* Problem requirements *
Quote the whole listing exactly. Leave the pictures out of your copy.

-=-=-

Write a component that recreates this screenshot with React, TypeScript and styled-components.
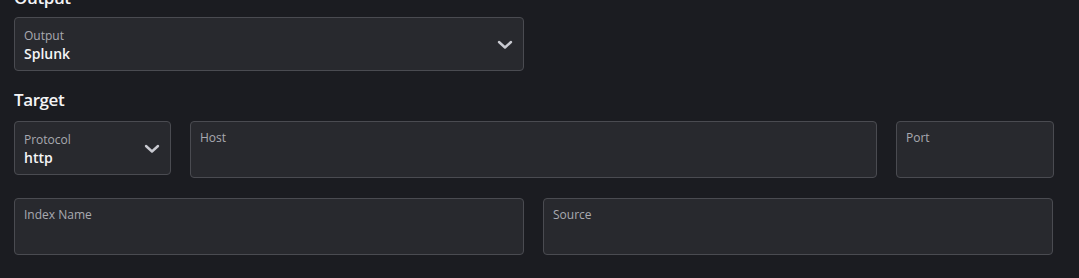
import React from "react";
import styled, { createGlobalStyle } from "styled-components";

const GlobalStyle = createGlobalStyle`
  html, body {
    margin: 0;
    padding: 0;
    background: #1b1c21;
    height: 100%;
    overflow: hidden;
  }
  body {
    font-family: "Open Sans", "Noto Sans", Arial, sans-serif;
    color: #f2f2f4;
  }
`;

const Page = styled.div`
  margin-top: -14px;
  padding-left: 14px;
  width: 1040px;
  display: flex;
  flex-direction: column;
`;

const Heading = styled.h3<{ $top: number; $bottom: number }>`
  margin: ${(p) => p.$top}px 0 ${(p) => p.$bottom}px;
  font-size: 17px;
  line-height: 24px;
  font-weight: 600;
  letter-spacing: -0.4px;
  color: #f4f4f6;
`;

const Box = styled.div<{ $w?: string; $h: number; $pt: number }>`
  box-sizing: border-box;
  width: ${(p) => p.$w ?? "auto"};
  height: ${(p) => p.$h}px;
  background: #28292e;
  border: 1px solid #4a4b51;
  border-radius: 4px;
  padding: ${(p) => p.$pt}px 10px 0 9px;
  display: flex;
  align-items: flex-start;
  justify-content: space-between;
`;

const Stack = styled.div`
  display: flex;
  flex-direction: column;
  min-width: 0;
`;

const Label = styled.span`
  font-size: 12px;
  line-height: 16px;
  color: #a9aab1;
`;

const Value = styled.span`
  margin-top: 1px;
  font-size: 14px;
  line-height: 18px;
  font-weight: 600;
  color: #f5f5f7;
`;

const Chevron = styled.svg`
  align-self: center;
  margin-top: -9px;
  flex: none;
`;

const Row = styled.div<{ $cols: string; $mt: number; $w?: string }>`
  display: grid;
  width: ${(p) => p.$w ?? "100%"};
  grid-template-columns: ${(p) => p.$cols};
  column-gap: 19px;
  margin-top: ${(p) => p.$mt}px;
  align-items: start;
`;

const ChevronIcon = () => (
  <Chevron width="16" height="10" viewBox="0 0 16 10">
    <path
      d="M2 2 L8 7.5 L14 2"
      fill="none"
      stroke="#c9cad1"
      strokeWidth="2.4"
      strokeLinecap="round"
      strokeLinejoin="round"
    />
  </Chevron>
);

const Select = ({ label, value, w }: { label: string; value: string; w?: string }) => (
  <Box $w={w} $h={54} $pt={10}>
    <Stack>
      <Label>{label}</Label>
      <Value>{value}</Value>
    </Stack>
    <ChevronIcon />
  </Box>
);

const TextField = ({ label }: { label: string }) => (
  <Box $h={57} $pt={8}>
    <Stack>
      <Label>{label}</Label>
    </Stack>
  </Box>
);

export default function App() {
  return (
    <>
      <GlobalStyle />
      <Page>
        <Heading $top={0} $bottom={7}>Output</Heading>
        <Select label="Output" value="Splunk" w="510px" />
        <Heading $top={17} $bottom={9}>Target</Heading>
        <Row $cols="157px 1fr 158px" $mt={0}>
          <Select label="Protocol" value="http" />
          <TextField label="Host" />
          <TextField label="Port" />
        </Row>
        <Row $cols="1fr 1fr" $mt={20} $w="1039px">
          <TextField label="Index Name" />
          <TextField label="Source" />
        </Row>
      </Page>
    </>
  );
}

-=-=-

* Solution to the problem *
Write a component that recreates this screenshot with React, TypeScript and styled-components.
import React from "react";
import styled, { createGlobalStyle } from "styled-components";

const GlobalStyle = createGlobalStyle`
  html, body {
    margin: 0;
    padding: 0;
    background: #1b1c21;
    height: 100%;
    overflow: hidden;
  }
  body {
    font-family: "Open Sans", "Noto Sans", Arial, sans-serif;
    color: #f2f2f4;
  }
`;

const Page = styled.div`
  margin-top: -14px;
  padding-left: 14px;
  width: 1040px;
  display: flex;
  flex-direction: column;
`;

const Heading = styled.h3<{ $top: number; $bottom: number }>`
  margin: ${(p) => p.$top}px 0 ${(p) => p.$bottom}px;
  font-size: 17px;
  line-height: 24px;
  font-weight: 600;
  letter-spacing: -0.4px;
  color: #f4f4f6;
`;

const Box = styled.div<{ $w?: string; $h: number; $pt: number }>`
  box-sizing: border-box;
  width: ${(p) => p.$w ?? "auto"};
  height: ${(p) => p.$h}px;
  background: #28292e;
  border: 1px solid #4a4b51;
  border-radius: 4px;
  padding: ${(p) => p.$pt}px 10px 0 9px;
  display: flex;
  align-items: flex-start;
  justify-content: space-between;
`;

const Stack = styled.div`
  display: flex;
  flex-direction: column;
  min-width: 0;
`;

const Label = styled.span`
  font-size: 12px;
  line-height: 16px;
  color: #a9aab1;
`;

const Value = styled.span`
  margin-top: 1px;
  font-size: 14px;
  line-height: 18px;
  font-weight: 600;
  color: #f5f5f7;
`;

const Chevron = styled.svg`
  align-self: center;
  margin-top: -9px;
  flex: none;
`;

const Row = styled.div<{ $cols: string; $mt: number; $w?: string }>`
  display: grid;
  width: ${(p) => p.$w ?? "100%"};
  grid-template-columns: ${(p) => p.$cols};
  column-gap: 19px;
  margin-top: ${(p) => p.$mt}px;
  align-items: start;
`;

const ChevronIcon = () => (
  <Chevron width="16" height="10" viewBox="0 0 16 10">
    <path
      d="M2 2 L8 7.5 L14 2"
      fill="none"
      stroke="#c9cad1"
      strokeWidth="2.4"
      strokeLinecap="round"
      strokeLinejoin="round"
    />
  </Chevron>
);

const Select = ({ label, value, w }: { label: string; value: string; w?: string }) => (
  <Box $w={w} $h={54} $pt={10}>
    <Stack>
      <Label>{label}</Label>
      <Value>{value}</Value>
    </Stack>
    <ChevronIcon />
  </Box>
);

const TextField = ({ label }: { label: string }) => (
  <Box $h={57} $pt={8}>
    <Stack>
      <Label>{label}</Label>
    </Stack>
  </Box>
);

export default function App() {
  return (
    <>
      <GlobalStyle />
      <Page>
        <Heading $top={0} $bottom={7}>Output</Heading>
        <Select label="Output" value="Splunk" w="510px" />
        <Heading $top={17} $bottom={9}>Target</Heading>
        <Row $cols="157px 1fr 158px" $mt={0}>
          <Select label="Protocol" value="http" />
          <TextField label="Host" />
          <TextField label="Port" />
        </Row>
        <Row $cols="1fr 1fr" $mt={20} $w="1039px">
          <TextField label="Index Name" />
          <TextField label="Source" />
        </Row>
      </Page>
    </>
  );
}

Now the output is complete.